Saving Jewish children from the Nazis: 85 years since Kindertransport

Posted on November 18, 2023

The leaders of the Kindertransport were tireless in creating the frameworks and overcoming the obstacles that saved many lives.

 RINGING THE dinner bell at a camp for young Kindertransport refugees, at Dovercourt Bay near Harwich, 1939. (photo credit: Reg Speller/Fox Photos/Getty Images)
RINGING THE dinner bell at a camp for young Kindertransport refugees, at Dovercourt Bay near Harwich, 1939.
(photo credit: Reg Speller/Fox Photos/Getty Images)
November marks the 85th anniversary of the Kindertransport project, in which 10,000 Jewish children between the ages of eight and 16 were sent by their parents to Britain in the 10 months after the Nazi pogrom known as Kristallnacht. This article is dedicated to the kinder (children), their families, and all who made this truly humanitarian project possible.

I was born in London, a few years after the Holocaust ended. My parents were among the 10,000 Jewish children evacuated to Britain from Germany, Austria, Holland, and Czechoslovakia between the end of 1938 and August 31, 1939. My mother was 11 and my father 16.

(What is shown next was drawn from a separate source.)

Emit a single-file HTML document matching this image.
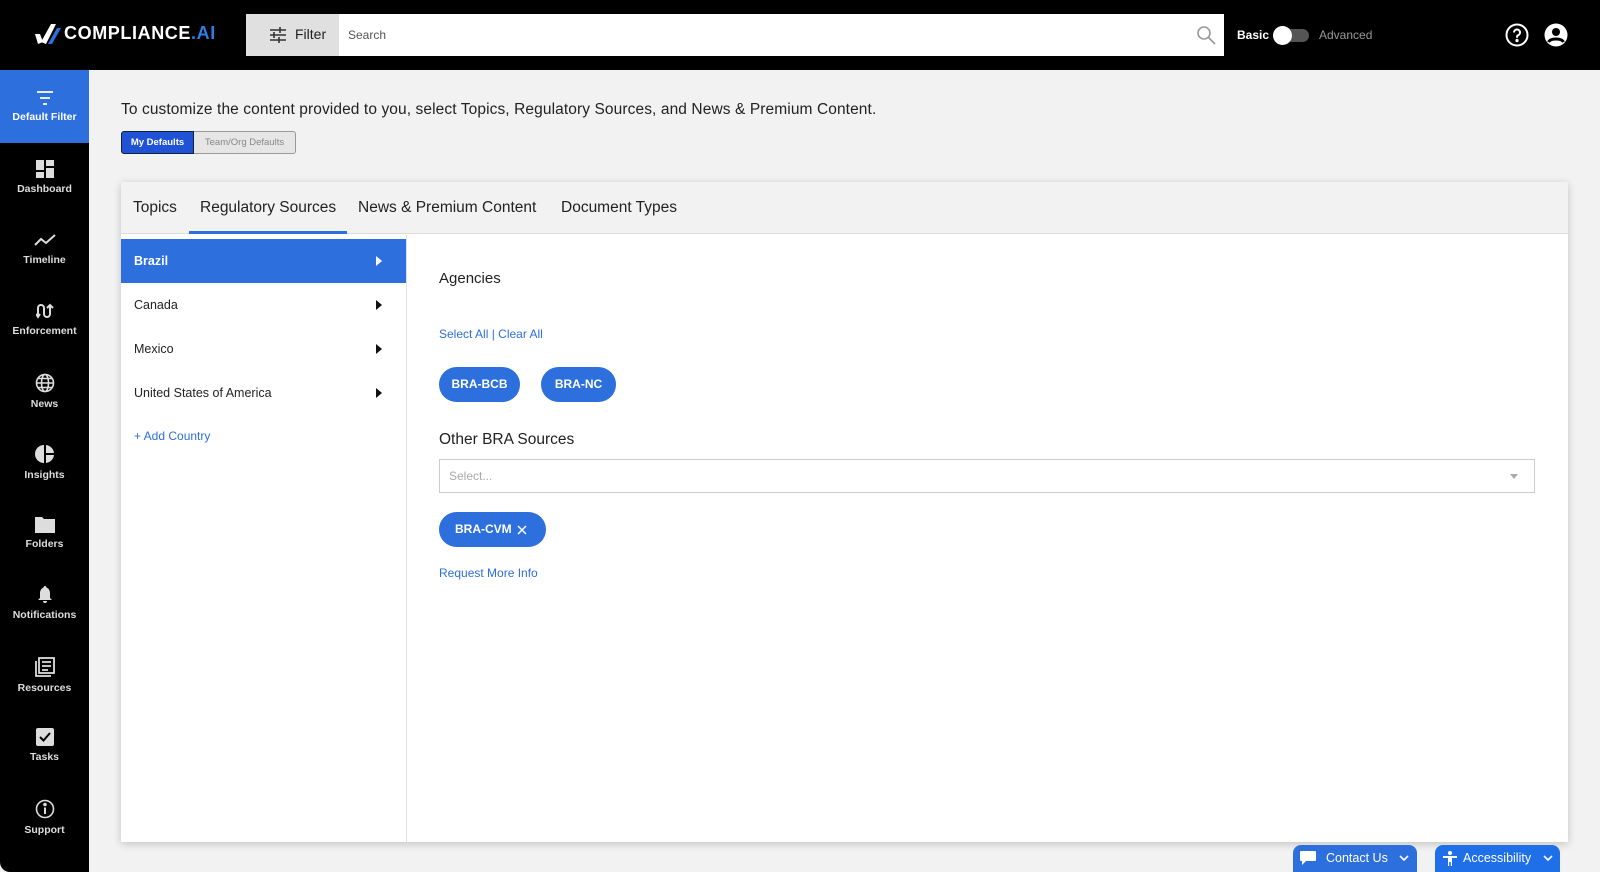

The leaders of the Kindertransport were tireless in creating the frameworks and overcoming the obstacles that saved many lives. While the British, and almost everyone else, did not want thousands of Jewish adult refugees, they agreed to accept the children – perhaps to counter pressure to open the gates to the Land of Israel (mandated Palestine). In contrast, the US Congress rejected a similar plan, and Canada’s policy was summarized in the book by Irving Abella and Harold Troper titled None is Too Many.